Many of us here have been raised by fathers who didn’t show that they loved us very well…and it hurt. In fact, throughout my teenage years and early adulthood I both hated and loved my dad. But, I knew about a part of my his heart that not very many were acquainted with: the soft side. At home, when a movie or story moved him, he would shed a tear or two. When we were together watching a movie or listening to a story on the radio, and I would start crying he couldn’t help himself – he would openly cry too. When I couldn’t control by tears at my cousin, Eddie Albert’s, funeral he held me and cried too. I absolutely loved laughing with my daddy, but the times we cried together were beautiful.

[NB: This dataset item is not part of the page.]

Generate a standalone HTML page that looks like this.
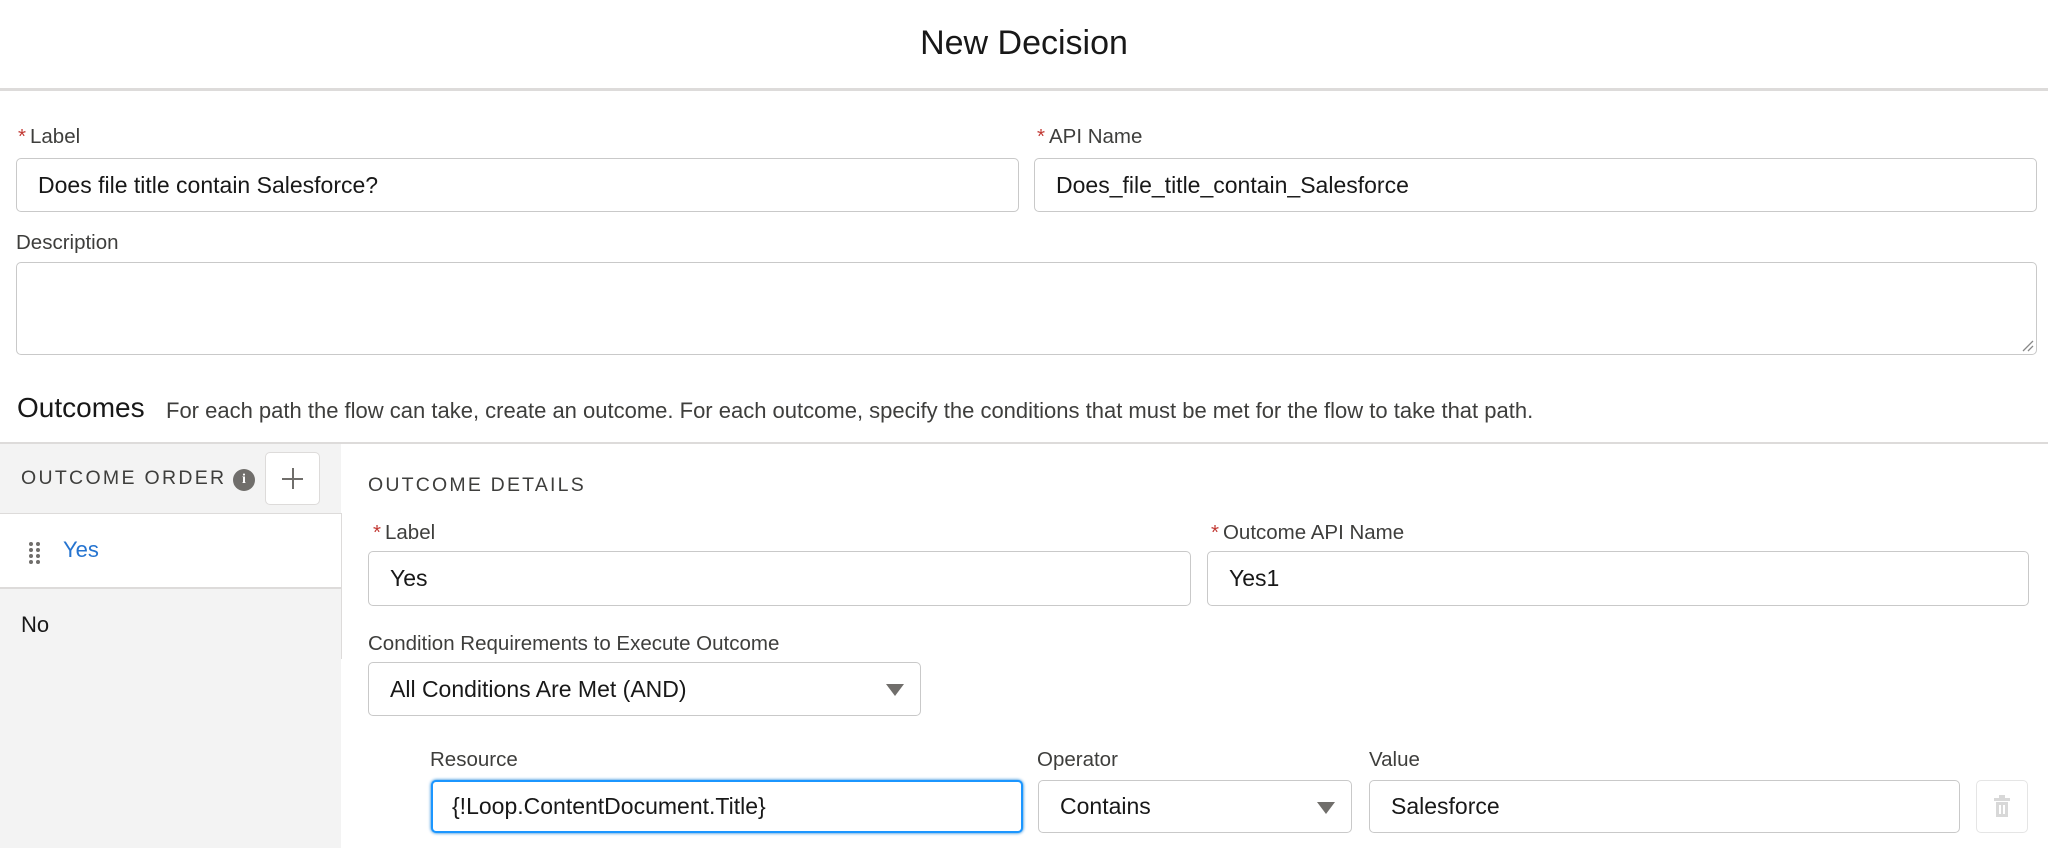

As an adult I have loved my daddy more than I thought possible. It wasn’t because he changed his ways, in fact when I would ask him, “Daddy, why do you do that?” He’d tell me, “That’s the way I am, I’m not gunna change.” He didn’t apologize to me one day nor did he suddenly start saying “I love you hita,” whenever we talked. It was nothing that he did. I am able to love him because of what Deacon Antonio spoke of tonight, the crucifixion of Jesus Christ. You see, I am just as much of a sinner as my daddy ever was. I have MY own issues that affect MY family. It was at the foot of the cross where I realized that we are all equal. All of us have sinned and none of us deserve to be forgiven. God’s amazing grace is poured out for each of us. Jesus suffered and died a horrific death so that he could bear all of our sins, including my dad’s, and wash us white as snow with his precious blood. If God loved ME so much that he would forgive ME, how could I not forgive my daddy? In forgiveness there is freedom to love.
Our family is so blessed to see each of you here tonight. It is a testimony to the laughter shared, the songs sung, the beers tapped and the “one-for-the road” lifestyle of Artie Sanchez. He truly did live life like one of his favorite songs speaks of: “I did it my way.” Thank you all for being here and the love that you have given us tonight. My daughter and I would like to close this service with one of our favorite worship songs. It is a song of hope and adoration for the death and resurrection of Jesus Christ. The words will be displayed for you to follow along. If you know the song please worship with us. Thank you again for coming tonight.